We first get a time series of rides for every cluster. Then we choose cluster 1 to do forecasting.
rides_by_cluster_time <- subset_rides %>%
group_by(db_cluster, Date.Time) %>%
summarise(count = n(), .groups = "drop")
cluster1 <- rides_by_cluster_time %>%
filter(db_cluster == 1) %>%
arrange(Date.Time) %>%
select(ds = Date.Time, y = count)
m <- prophet(cluster1)
## Disabling yearly seasonality. Run prophet with yearly.seasonality=TRUE to override this.
future <- make_future_dataframe(m, periods = 240, freq = "hour")
forecast <- predict(m, future)
prophet_plot_components(m, forecast)
We can see that forecasting by dates seems to show that next 10 days will see reduced demand for rides. Highest number of rides comes for around September 18. Saturday and Sunday are predicted to have the most pickups. Finally, the busiest hours are 8 in the morning and around 18 in the evening, as expected, and as seen from cluster analysis earlier.
plot(m, forecast)
The blue line, which is the fitted model, shows us approximation of future. Light shaded area is the uncertainty interval. Forecast shows us that every day the highest demand is expected at 8 and 18. By the day of the week, the demand smoothly rises till weekend and falls down when the week begins.

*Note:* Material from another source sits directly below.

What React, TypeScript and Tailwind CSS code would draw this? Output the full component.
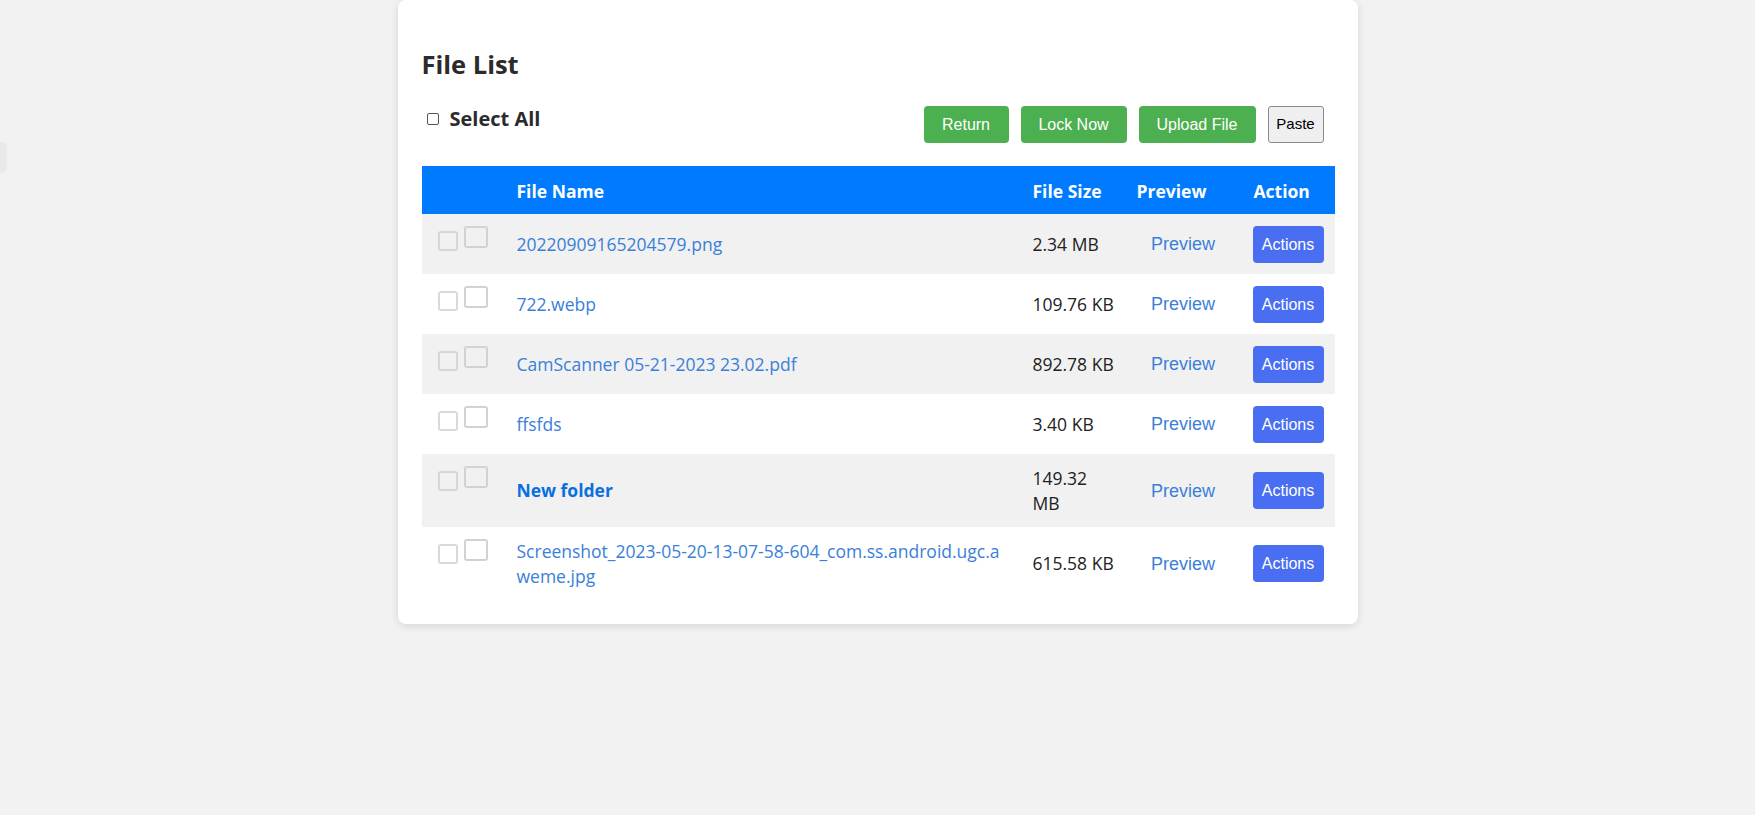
import React from "react";

const files = [
  { name: "20220909165204579.png", size: "2.34 MB" },
  { name: "722.webp", size: "109.76 KB" },
  { name: "CamScanner 05-21-2023 23.02.pdf", size: "892.78 KB" },
  { name: "ffsfds", size: "3.40 KB" },
  { name: "New folder", size: "149.32 MB", folder: true },
  { name: "Screenshot_2023-05-20-13-07-58-604_com.ss.android.ugc.aweme.jpg", size: "615.58 KB" },
];

function GreenButton({ label, width }: { label: string; width: string }) {
  return (
    <button
      className={`h-[37px] ${width} rounded-[4px] bg-[#4caf50] text-[16px] text-white font-['Liberation_Sans',Arial,sans-serif]`}
    >
      {label}
    </button>
  );
}

export default function App() {
  return (
    <div className="relative min-h-[815px] bg-[#f2f2f2] font-['Open_Sans',sans-serif] text-[#222]">
      {/* little tab stuck on the left edge */}
      <div className="absolute left-0 top-[143px] h-[29px] w-[6px] rounded-r-[3px] bg-[#e9e9e9] shadow-[0_0_3px_rgba(0,0,0,0.08)]" />

      <div className="mx-auto w-[960px] rounded-[8px] bg-white px-6 pt-6 pb-6 shadow-[0_2px_8px_rgba(0,0,0,0.12)]">
        <h2 className="mt-[23px] text-[25.5px] font-bold leading-[35px] text-[#2b2b2b]">File List</h2>

        <div className="mt-[23px] flex items-start justify-between">
          <label className="flex items-center pl-[5px] text-[20px] font-bold leading-[27px] text-[#2b2b2b]">
            <span className="h-[12px] w-[12px] rounded-[2px] border border-[#555] bg-white" />
            <span className="ml-[11px]">Select All</span>
          </label>
          <div className="mr-[10px] mt-[1px] flex gap-3">
            <GreenButton label="Return" width="w-[85px]" />
            <GreenButton label="Lock Now" width="w-[106px]" />
            <GreenButton label="Upload File" width="w-[117px]" />
            <button className="h-[37px] w-[56px] rounded-[3px] border border-[#8a8a8a] bg-[#efefef] text-[15px] text-black font-['Liberation_Sans',Arial,sans-serif]">
              Paste
            </button>
          </div>
        </div>

        <table className="mt-[23px] w-[913px] table-fixed border-collapse">
          <colgroup>
            <col className="w-[83px]" />
            <col className="w-[516px]" />
            <col className="w-[104px]" />
            <col className="w-[117px]" />
            <col className="w-[93px]" />
          </colgroup>
          <thead>
            <tr className="h-[48px] bg-[#007bff] text-left text-[17.5px] font-bold text-white">
              <th className="px-3 pt-[3px]"></th>
              <th className="px-3 pt-[3px]">File Name</th>
              <th className="px-3 pt-[3px]">File Size</th>
              <th className="px-3 pt-[3px]">Preview</th>
              <th className="px-3 pt-[3px]">Action</th>
            </tr>
          </thead>
          <tbody className="text-[17.5px] leading-[25px]">
            {files.map((f, i) => (
              <tr key={f.name} className={i % 2 === 0 ? "bg-[#f1f1f1]" : "bg-white"}>
                <td className="px-3 pt-[12px] align-top">
                  <div className="flex items-start">
                    <span className="ml-[4px] mt-[5px] h-[20px] w-[20px] rounded-[3px] border-2 border-[#cfcfcf] opacity-80" />
                    <span className="ml-[6px] h-[22px] w-[24px] rounded-[3px] border-2 border-[#d2d2d2]" />
                  </div>
                </td>
                <td className="break-all px-3 py-[11.5px] align-middle">
                  <a
                    href="#"
                    className={f.folder ? "font-bold text-[#0a6fe0]" : "text-[#3a80d9]"}
                  >
                    {f.name}
                  </a>
                </td>
                <td className="py-[11.5px] pl-3 pr-[6px] align-middle text-[#222]">{f.size}</td>
                <td className="px-3 py-[11.5px] text-center align-middle">
                  <a href="#" className="text-[18px] text-[#3a80d9] font-['Liberation_Sans',Arial,sans-serif]">
                    Preview
                  </a>
                </td>
                <td className="py-[11.5px] pl-[11px] align-middle">
                  <button className="h-[37px] w-[71px] rounded-[4px] bg-[#4a6ef2] text-[16px] text-white font-['Liberation_Sans',Arial,sans-serif]">
                    Actions
                  </button>
                </td>
              </tr>
            ))}
          </tbody>
        </table>
      </div>
    </div>
  );
}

We managed to use DBSCAN to get clusters, which showed us most dense areas in the NYC. We can group those areas into clusters to get analysis of which hour of the day is the most active in a certain area. Areas could also denote districts of the city and help us to adapt according to the district. We can also analyze how cluster centers move to get an idea of which parts of a specific cluster is the busiest at a given hour or date. Additionally, we inferred which Base of the rides are demanded and which are not in specific clusters.